I didn't get too many on-topic responses, but one of the posts deserves some extended rebuttal.
There are not many artists who are conservative, and it seems that conservative readers sometimes grasp at straws to find support in the arts when it really isn't there.
We had a discussion about this on the Green Lantern Corps message board a while back, and I came to the conclusion that the arts tend to be about the opposition to power, which usually doesn't jibe with conservative thinking.
When conservatives do produce art, it tends to be about righteous revenge or the triumph of a strong leader. Or maybe religious in nature.
Now, keep in mind that if the poster actually read all of the original post, he's just seen me mention three of the leading creators of the Golden Age of Comic Strips-- Al Capp, Milt Caniff, and Chester Gould-- and yet he's prepared to state that "there are not many artists who are conservative."
Further, he and some other posters decided across the board that "the arts tend to be about the opposition to power, which usually doesn't jibe with conservative thinking."
I've come across a lot of extremely politicized analyses of comics-work, obviously on HOODED UTILITARIAN, in which critics have argued that the only *worthwhile* art is art with an avowed liberal stance. But, amid all of HU's superficial excoriations of talents like Dave Sim and Frank Frazetta, I've never got the sense that any of the pontificators on that site believed that "opposition to power" defined art. On the contrary, HU was a lot like the old TV game-show CAN YOU TOP THIS.
Contestants on the game-show tried to top one another by getting the highest score on a "laugh meter." With HU it was more along the lines of an "indignation meter," with each critic trying to top one another by showing, over and over, the shameful prevalence of Evil Conservative Ideals throughout culture, be it Charlie Hebdo or an unpublished drawing by Frazetta.
I, of course, don't think art is defined by any political stance, or any political program. Capp's creativity is not defined only by his silly, liberal-baiting satire of Joan Baez, but also by his creation of the Schmoos, just as Gould is defined not solely by his parroting of "law and order" rhetoric but also by his gallery of Dick Tracy fiends. Art, as I've noted elsewhere, is first all about play, not converting others to follow the "right" political program. There's nothing wrong with saying, "I don't like Milo Manara's politics," but it's a sign of intellectual laziness to interpret the size of Spider-Woman's butt as an inevitable expression of those politics.
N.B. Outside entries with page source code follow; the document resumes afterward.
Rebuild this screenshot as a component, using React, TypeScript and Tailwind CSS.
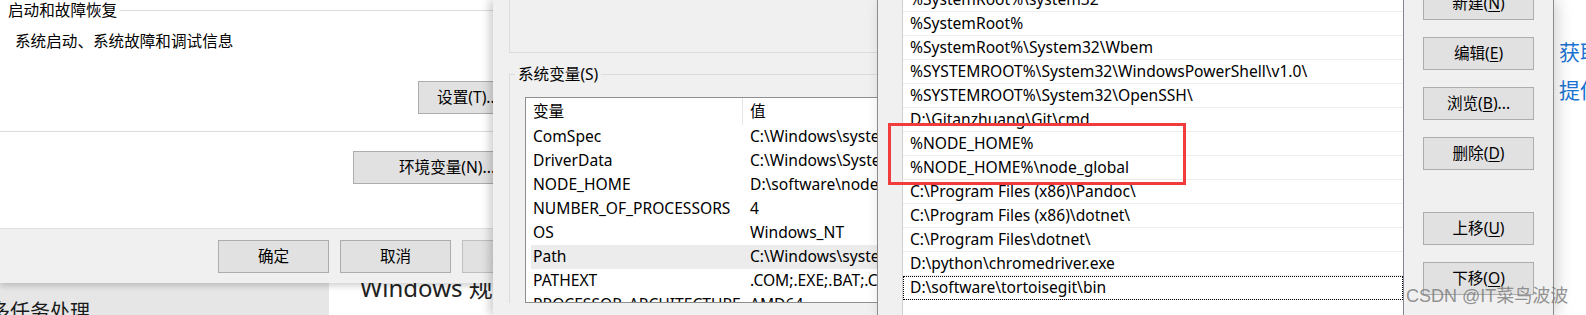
import React from 'react'

const FONT = "font-['Noto_Sans','Noto_Sans_CJK_SC',sans-serif]"

const sysVars = [
  ['ComSpec', 'C:\\Windows\\system32\\cmd.exe'],
  ['DriverData', 'C:\\Windows\\System32\\Drivers\\DriverData'],
  ['NODE_HOME', 'D:\\software\\nodejs'],
  ['NUMBER_OF_PROCESSORS', '4'],
  ['OS', 'Windows_NT'],
  ['Path', 'C:\\Windows\\system32;C:\\Windows;'],
  ['PATHEXT', '.COM;.EXE;.BAT;.CMD;.VBS'],
  ['PROCESSOR_ARCHITECTURE', 'AMD64'],
]

const paths = [
  '%SystemRoot%\\system32',
  '%SystemRoot%',
  '%SystemRoot%\\System32\\Wbem',
  '%SYSTEMROOT%\\System32\\WindowsPowerShell\\v1.0\\',
  '%SYSTEMROOT%\\System32\\OpenSSH\\',
  'D:\\Gitanzhuang\\Git\\cmd',
  '%NODE_HOME%',
  '%NODE_HOME%\\node_global',
  'C:\\Program Files (x86)\\Pandoc\\',
  'C:\\Program Files (x86)\\dotnet\\',
  'C:\\Program Files\\dotnet\\',
  'D:\\python\\chromedriver.exe',
  'D:\\software\\tortoisegit\\bin',
]

function WinButton({ children, className = '' }: { children: React.ReactNode; className?: string }) {
  return (
    <div className={`flex h-[33px] shrink-0 items-center justify-center whitespace-nowrap border border-[#adadad] bg-[#e1e1e1] ${className}`}>
      {children}
    </div>
  )
}

function Key({ k }: { k: string }) {
  return <span className="underline underline-offset-2">{k}</span>
}

export default function App() {
  return (
    <div className={`relative flex h-[315px] w-[1586px] overflow-hidden bg-white text-[15.6px] leading-none text-black ${FONT}`}>

      {/* System properties dialog + page behind it */}
      <div className="flex w-[493px] shrink-0 flex-col overflow-hidden">
        <div className="relative z-10 shadow-[0_3px_6px_rgba(0,0,0,0.18)]">
          <div className="h-[228px] bg-white">
            <div className="flex h-[21px] items-center">
              <span className="shrink-0 pl-[8px]">启动和故障恢复</span>
              <div className="ml-[3px] flex-1 border-t border-[#dcdcdc]" />
            </div>
            <div className="mt-[10px] flex h-[21px] items-center pl-[15px]">系统启动、系统故障和调试信息</div>
            <WinButton className="ml-[418px] mt-[29px] w-[100px]">设置(T)...</WinButton>
            <div className="mt-[17px] border-t border-[#dcdcdc]" />
            <WinButton className="ml-[353px] mt-[19px] w-[188px]">环境变量(N)...</WinButton>
          </div>
          <div className="flex h-[55px] gap-[11px] border-t border-[#dfdfdf] bg-[#f0f0f0] pl-[218px] pt-[11px]">
            <WinButton className="w-[111px]">确定</WinButton>
            <WinButton className="w-[111px]">取消</WinButton>
            <WinButton className="w-[111px] border-[#bfbfbf] bg-[#cccccc] text-[#838383]">应用(A)</WinButton>
          </div>
        </div>
        <div className="flex h-[32px]">
          <div className="w-[329px] shrink-0 bg-[#e6e6e6] pt-[19px]">
            <span className="ml-[-10px] block whitespace-nowrap text-[20px] leading-[20px] text-[#1a1a1a]">多任务处理</span>
          </div>
          <div className="min-w-0 flex-1 pl-[31px]">
            <span className="mt-[-7px] block whitespace-nowrap text-[24px] leading-[24px] text-[#222]">Windows 规划</span>
          </div>
        </div>
      </div>

      {/* Environment variables dialog */}
      <div className="relative z-20 w-[384px] shrink-0 overflow-hidden bg-[#f0f0f0] shadow-[-4px_0_8px_rgba(0,0,0,0.18)]">
        <div className="ml-4 h-[53px] w-[420px] border-b border-l border-[#dcdcdc]" />
        <fieldset className="ml-4 mt-[10px] w-[420px] border-l border-t border-[#dcdcdc] pb-0">
          <legend className="ml-[5px] px-[3px] leading-[22px]">系统变量(S)</legend>
          <div className="ml-[15px] mt-[12px] h-[206px] w-[420px] overflow-hidden border border-[#8e8f8f] bg-white pl-[5px]">
            <div className="flex h-[27px] items-center">
              <div className="flex h-full w-[212px] shrink-0 items-center border-r border-[#e5e5e5] pl-[2px]">变量</div>
              <div className="pl-[7px]">值</div>
            </div>
            {sysVars.map(([name, value]) => (
              <div key={name} className={`flex h-[24px] items-center whitespace-nowrap ${name === 'Path' ? 'bg-[#ececec]' : ''}`}>
                <div className="w-[212px] shrink-0 pl-[2px]">{name}</div>
                <div className="pl-[7px]">{value}</div>
              </div>
            ))}
          </div>
        </fieldset>
      </div>

      {/* Edit environment variable dialog */}
      <div className="relative z-30 flex w-[677px] shrink-0 border-l border-r border-[#8c8c8c] bg-[#f0f0f0] pl-[24px] shadow-[4px_0_14px_rgba(0,0,0,0.16)]">
        <div className="w-[502px] shrink-0 overflow-hidden border-l border-r border-l-[#cfcfcf] border-r-[#828790] bg-white">
          <div className="mt-[-12px]">
            {paths.map((p, i) => (
              <div
                key={p}
                className={`flex h-[24px] items-center whitespace-nowrap border-b border-[#ededed] pl-[7px] ${i === paths.length - 1 ? 'outline outline-1 -outline-offset-1 outline-dotted outline-black' : ''}`}
              >
                {p}
              </div>
            ))}
          </div>
        </div>
        <div className="ml-[19px] mt-[-13px] flex w-[111px] shrink-0 flex-col">
          <WinButton>新建(<Key k="N" />)</WinButton>
          <WinButton className="mt-[17px]">编辑(<Key k="E" />)</WinButton>
          <WinButton className="mt-[17px]">浏览(<Key k="B" />)...</WinButton>
          <WinButton className="mt-[17px]">删除(<Key k="D" />)</WinButton>
          <WinButton className="mt-[42px]">上移(<Key k="U" />)</WinButton>
          <WinButton className="mt-[17px]">下移(<Key k="O" />)</WinButton>
        </div>
      </div>

      {/* Settings page behind, on the right */}
      <div className="min-w-0 flex-1 pl-[5px] pt-[41px] text-[21px] leading-[22px] text-[#1a73d1]">
        <div className="whitespace-nowrap">获取帮助</div>
        <div className="mt-[16px] whitespace-nowrap">提供反馈</div>
      </div>

      {/* Annotation */}
      <div className="absolute left-[888px] top-[123px] z-40 h-[62px] w-[298px] border-[3px] border-[#f03c3c]" />
      <div className="absolute left-[1406px] top-[286px] z-40 whitespace-nowrap font-['Liberation_Sans','Noto_Sans_CJK_SC',sans-serif] text-[18px] leading-[20px] text-[rgba(120,120,120,0.8)]">
        CSDN @IT菜鸟波波
      </div>
    </div>
  )
}
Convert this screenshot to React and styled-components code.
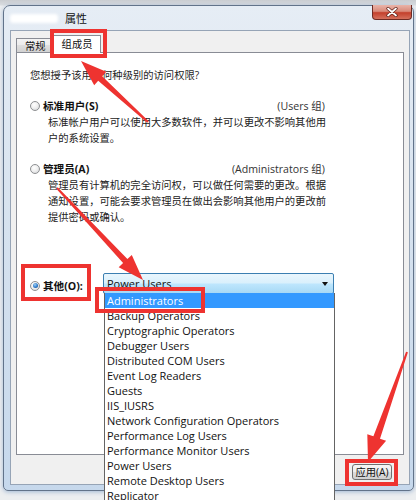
import React from "react";
import styled, { createGlobalStyle } from "styled-components";

const GlobalStyle = createGlobalStyle`
  html, body { margin: 0; padding: 0; overflow: hidden; }
  body {
    background: #e6e8eb;
    font-family: "Open Sans", "Noto Sans CJK SC", sans-serif;
    color: #1e1e1e;
  }
`;

const Page = styled.div`
  position: relative;
  width: 416px;
  height: 500px;
  overflow: hidden;
  box-sizing: border-box;
  padding: 5px 0 0 3px;
  background: linear-gradient(180deg, #c9ccd0 0, #d9dce0 5px, #eceef0 6px);
`;

const Window = styled.div`
  width: 411px;
  height: 486px;
  box-sizing: border-box;
  border: 1px solid #62738a;
  border-radius: 7px 7px 5px 5px;
  background: linear-gradient(180deg, #e6edf5 0%, #d8e3ef 40%, #c6d8ec 100%);
  box-shadow: 0 1px 4px rgba(70, 120, 180, 0.45);
  display: flex;
  flex-direction: column;
`;

const TitleBar = styled.div`
  height: 24px;
  display: flex;
  align-items: flex-start;
  padding-left: 6px;
  flex: none;
`;

const Title = styled.div`
  display: flex;
  align-items: center;
  margin-top: 6px;
  font-size: 11px;
  line-height: 13px;
  color: #111;
`;

const BlurName = styled.span`
  display: inline-block;
  width: 48px;
  height: 9px;
  margin-right: 7px;
  background: #ffffff;
  filter: blur(1.5px);
  border-radius: 3px;
`;

const CloseButton = styled.div`
  margin-left: auto;
  margin-right: 1px;
  margin-top: -1px;
  width: 40px;
  height: 15px;
  box-sizing: border-box;
  border: 1px solid #6e2a22;
  border-top: none;
  border-radius: 0 0 4px 4px;
  background: linear-gradient(180deg, #e9b3a8 0%, #d98a7a 45%, #c4402c 55%, #d5705c 100%);
  display: flex;
  align-items: center;
  justify-content: center;
`;

const Body = styled.div`
  flex: 1;
  margin: 0 3px 5px 6px;
  background: #f0f0f0;
  border: 1px solid #96a4b6;
  display: flex;
  flex-direction: column;
`;

const TabRow = styled.div`
  height: 21px;
  display: flex;
  align-items: flex-end;
  padding-left: 5px;
  flex: none;
`;

const Tab = styled.div`
  position: relative;
  box-sizing: border-box;
  border: 1px solid #898c95;
  border-bottom: none;
  font-size: 10.3px;
  text-align: center;
  color: #111;
  height: ${(p) => (p.$active ? "18px" : "14px")};
  line-height: ${(p) => (p.$active ? "17px" : "14px")};
  padding: 0 ${(p) => (p.$active ? "8px" : "8px")};
  margin: ${(p) => (p.$active ? "0 0 -1px -2px" : "0")};
  z-index: ${(p) => (p.$active ? 2 : 1)};
  background: ${(p) =>
    p.$active
      ? "#ffffff"
      : "linear-gradient(180deg, #f3f3f3 0%, #ebebeb 50%, #dedede 50%, #d2d2d2 100%)"};
`;

const Panel = styled.div`
  position: relative;
  height: 403px;
  margin: 0 5px;
  box-sizing: border-box;
  border: 1px solid #898c95;
  background: #ffffff;
  padding: 14px 0 0 13px;
  flex: none;
`;

const Question = styled.div`
  font-size: 10.3px;
  line-height: 16px;
`;

const OptionHeader = styled.div`
  display: flex;
  align-items: center;
  width: 295px;
  height: 16px;
  margin-top: 15px;
`;

const Radio = styled.span`
  position: relative;
  flex: none;
  width: 10px;
  height: 10px;
  box-sizing: border-box;
  border-radius: 50%;
  border: 1px solid #8e9092;
  background: radial-gradient(circle at 40% 35%, #ffffff 0%, #f0f0f0 45%, #cfd2d5 100%);
  margin-right: 3px;
  &::after {
    content: "";
    display: ${(p) => (p.$checked ? "block" : "none")};
    position: absolute;
    left: 1.5px;
    top: 1.5px;
    width: 5px;
    height: 5px;
    border-radius: 50%;
    background: radial-gradient(circle at 40% 35%, #9fd0f5 0%, #2f7ccc 55%, #103f7a 100%);
  }
`;

const Label = styled.span`
  font-size: 10.6px;
  font-weight: bold;
  line-height: 16px;
  color: #111;
`;

const GroupTag = styled.span`
  margin-left: auto;
  font-size: 10.6px;
  line-height: 16px;
  color: #333;
`;

const Desc = styled.div`
  margin-left: 18px;
  font-size: 10.3px;
  line-height: 16px;
  color: #222;
  white-space: nowrap;
`;

const OtherRow = styled.div`
  display: grid;
  grid-template-columns: 73px 231px;
  align-items: center;
  height: 21px;
  margin-top: 48px;
`;

const OtherLabel = styled.div`
  display: flex;
  align-items: center;
  padding-top: 4px;
`;

const Combo = styled.div`
  position: relative;
  height: 21px;
  box-sizing: border-box;
  border: 1px solid #3c7fb1;
  border-radius: 2px;
  background: linear-gradient(180deg, #eaf6fd 0%, #d9f0fc 48%, #bee6fd 52%, #a7d9f5 100%);
  display: flex;
  align-items: center;
  padding-left: 3px;
  font-size: 11px;
  color: #111;
`;

const ComboArrow = styled.span`
  margin-left: auto;
  margin-right: 5px;
  width: 0;
  height: 0;
  border-left: 3.5px solid transparent;
  border-right: 3.5px solid transparent;
  border-top: 4px solid #111;
`;

const DropList = styled.div`
  position: absolute;
  top: 100%;
  left: 0;
  width: 231px;
  box-sizing: border-box;
  border: 1px solid #646464;
  border-top: none;
  background: #ffffff;
  z-index: 5;
`;

const DropItem = styled.div`
  height: 15px;
  line-height: 15px;
  padding-left: 2px;
  font-size: 11px;
  white-space: nowrap;
  color: ${(p) => (p.$selected ? "#ffffff" : "#111")};
  background: ${(p) => (p.$selected ? "#3399ff" : "transparent")};
`;

const Footer = styled.div`
  flex: 1;
  display: flex;
  justify-content: flex-end;
  align-items: flex-start;
  padding: 9px 17px 0 0;
`;

const ApplyButton = styled.div`
  width: 40px;
  height: 16px;
  box-sizing: border-box;
  border: 1px solid #707070;
  border-radius: 3px;
  background: linear-gradient(180deg, #f6f6f6 0%, #ececec 50%, #dddddd 50%, #d0d0d0 100%);
  font-size: 10.3px;
  line-height: 14px;
  text-align: center;
  color: #111;
`;

const Overlay = styled.svg`
  position: absolute;
  left: 0;
  top: 0;
  width: 416px;
  height: 500px;
  pointer-events: none;
  z-index: 20;
`;

function arrowPoints(tx, ty, hx, hy, tailW, neckW, headW, headL) {
  const dx = hx - tx;
  const dy = hy - ty;
  const len = Math.hypot(dx, dy);
  const ux = dx / len;
  const uy = dy / len;
  const nx = -uy;
  const ny = ux;
  const bx = hx - ux * headL;
  const by = hy - uy * headL;
  const p = (x, y, k) => [x + nx * k, y + ny * k];
  const pts = [
    p(tx, ty, tailW / 2),
    p(bx, by, neckW / 2),
    p(bx, by, headW / 2),
    [hx, hy],
    p(bx, by, -headW / 2),
    p(bx, by, -neckW / 2),
    p(tx, ty, -tailW / 2),
  ];
  return pts.map((q) => q.map((v) => v.toFixed(1)).join(",")).join(" ");
}

const groups = [
  "Administrators",
  "Backup Operators",
  "Cryptographic Operators",
  "Debugger Users",
  "Distributed COM Users",
  "Event Log Readers",
  "Guests",
  "IIS_IUSRS",
  "Network Configuration Operators",
  "Performance Log Users",
  "Performance Monitor Users",
  "Power Users",
  "Remote Desktop Users",
  "Replicator",
];

const RED = "#ee3330";

export default function App() {
  return (
    <Page>
      <GlobalStyle />
      <Window>
        <TitleBar>
          <Title>
            <BlurName />
            属性
          </Title>
          <CloseButton>
            <svg width="12" height="10" viewBox="0 0 12 10">
              <path d="M2 1.5 L10 8.5 M10 1.5 L2 8.5" stroke="#5a1c14" strokeWidth="3.2" strokeLinecap="round" />
              <path d="M2 1.5 L10 8.5 M10 1.5 L2 8.5" stroke="#ffffff" strokeWidth="1.8" strokeLinecap="round" />
            </svg>
          </CloseButton>
        </TitleBar>
        <Body>
          <TabRow>
            <Tab>常规</Tab>
            <Tab $active>组成员</Tab>
          </TabRow>
          <Panel>
            <Question>您想授予该用户何种级别的访问权限?</Question>

            <OptionHeader>
              <Radio />
              <Label>标准用户(S)</Label>
              <GroupTag>(Users 组)</GroupTag>
            </OptionHeader>
            <Desc>
              标准帐户用户可以使用大多数软件，并可以更改不影响其他用
              <br />
              户的系统设置。
            </Desc>

            <OptionHeader>
              <Radio />
              <Label>管理员(A)</Label>
              <GroupTag>(Administrators 组)</GroupTag>
            </OptionHeader>
            <Desc>
              管理员有计算机的完全访问权，可以做任何需要的更改。根据
              <br />
              通知设置，可能会要求管理员在做出会影响其他用户的更改前
              <br />
              提供密码或确认。
            </Desc>

            <OtherRow>
              <OtherLabel>
                <Radio $checked />
                <Label>其他(O):</Label>
              </OtherLabel>
              <Combo>
                Power Users
                <ComboArrow />
                <DropList>
                  {groups.map((g, i) => (
                    <DropItem key={g} $selected={i === 0}>
                      {g}
                    </DropItem>
                  ))}
                </DropList>
              </Combo>
            </OtherRow>
          </Panel>
          <Footer>
            <ApplyButton>应用(A)</ApplyButton>
          </Footer>
        </Body>
      </Window>

      <Overlay viewBox="0 0 416 500">
        <g fill="none" stroke={RED} strokeWidth="4">
          <rect x="52" y="31" width="53" height="25" />
          <rect x="23" y="266" width="66" height="33" />
          <rect x="97" y="289" width="106" height="22" />
          <rect x="347" y="461" width="49" height="23" />
        </g>
        <g fill={RED}>
          <polygon points={arrowPoints(148, 122, 81, 61, 2, 6, 18, 26)} />
          <polygon points={arrowPoints(57, 188, 143, 280, 2, 6, 18, 26)} />
          <polygon points={arrowPoints(407, 352, 368, 462, 2, 7, 20, 26)} />
        </g>
      </Overlay>
    </Page>
  );
}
I recently came across a considerably more famous source of wishful thinking, in my first-ever reading of Betty Friedan's THE FEMININE MYSTIQUE. If I were the conservative that I've been accused of being, I wouldn't be able to say that Friedan's work remains a classic of political insight. Whatever the later abuses of Second-Wave Feminism in later years, there can be no question that Friedan's book drew national attention to an inequitable aspect of American culture. The opening sections of the book are among the strongest, for Friedan had ample experience in the world of women's magazines. I have no difficulty believing her, when she averred that men coming back World War II had in essence usurped early feminism's emphasis on the ideals of "career women," and produced in its place the ideal of a "feminine mystique" that revolved around women finding fulfillment in the home.
But, like many activists on both sides of the political spectrum, Friedan's reach exceeds her grasp. (One of these days I've got to excoriate the legacy of Michael Medved, who may be one of the most famous "conservative misreaders" of all time.) In Chapter 11, entitled "The Sex Seekers," Friedan attempts to prove that the rise of sexy entertainment in the 1950s-- backed up by a study by psychologist Albert Ellis-- was rooted in the marginalization of the career woman. Friedan writes:
But of all the strange sexual phenomena that have appeared in the era of the feminine mystique, the most ironic are these: the frustrated sexual hunger of American women has increased, and their conflicts over femninity have intensified, as they have reverted from independent activity to search for their sole fulfillment through their sexual role in the home.
I wouldn't have objected to the statement that the social changes behind the "feminine mystique" could have CONTRIBUTED to the alleged hyper-sexualization of the 1950s decade (always a matter of degree, since some of Friedan's examples, like the novel "Peyton Place," seemed pretty tame even by the end of the 1960s). But like most activists, Friedan is a monocausalist. She ignores numerous other factors upon the alleged hyper-sexualization-- not least the very thing she mentions in other contexts; the effect of male GIs returning from the war-- because she's trying to flog her concept of the feminine mystique. Further, her jeremiads against the "increased preoccupation with sex" begins to sound like yet another replay of Theodor Adorno's rants against the culture industry, which in their turn very probably influenced the anti-pornography stance of Frederic Wertham. And that's company that no good liberal should ever "wish" to associate with, even conceptually.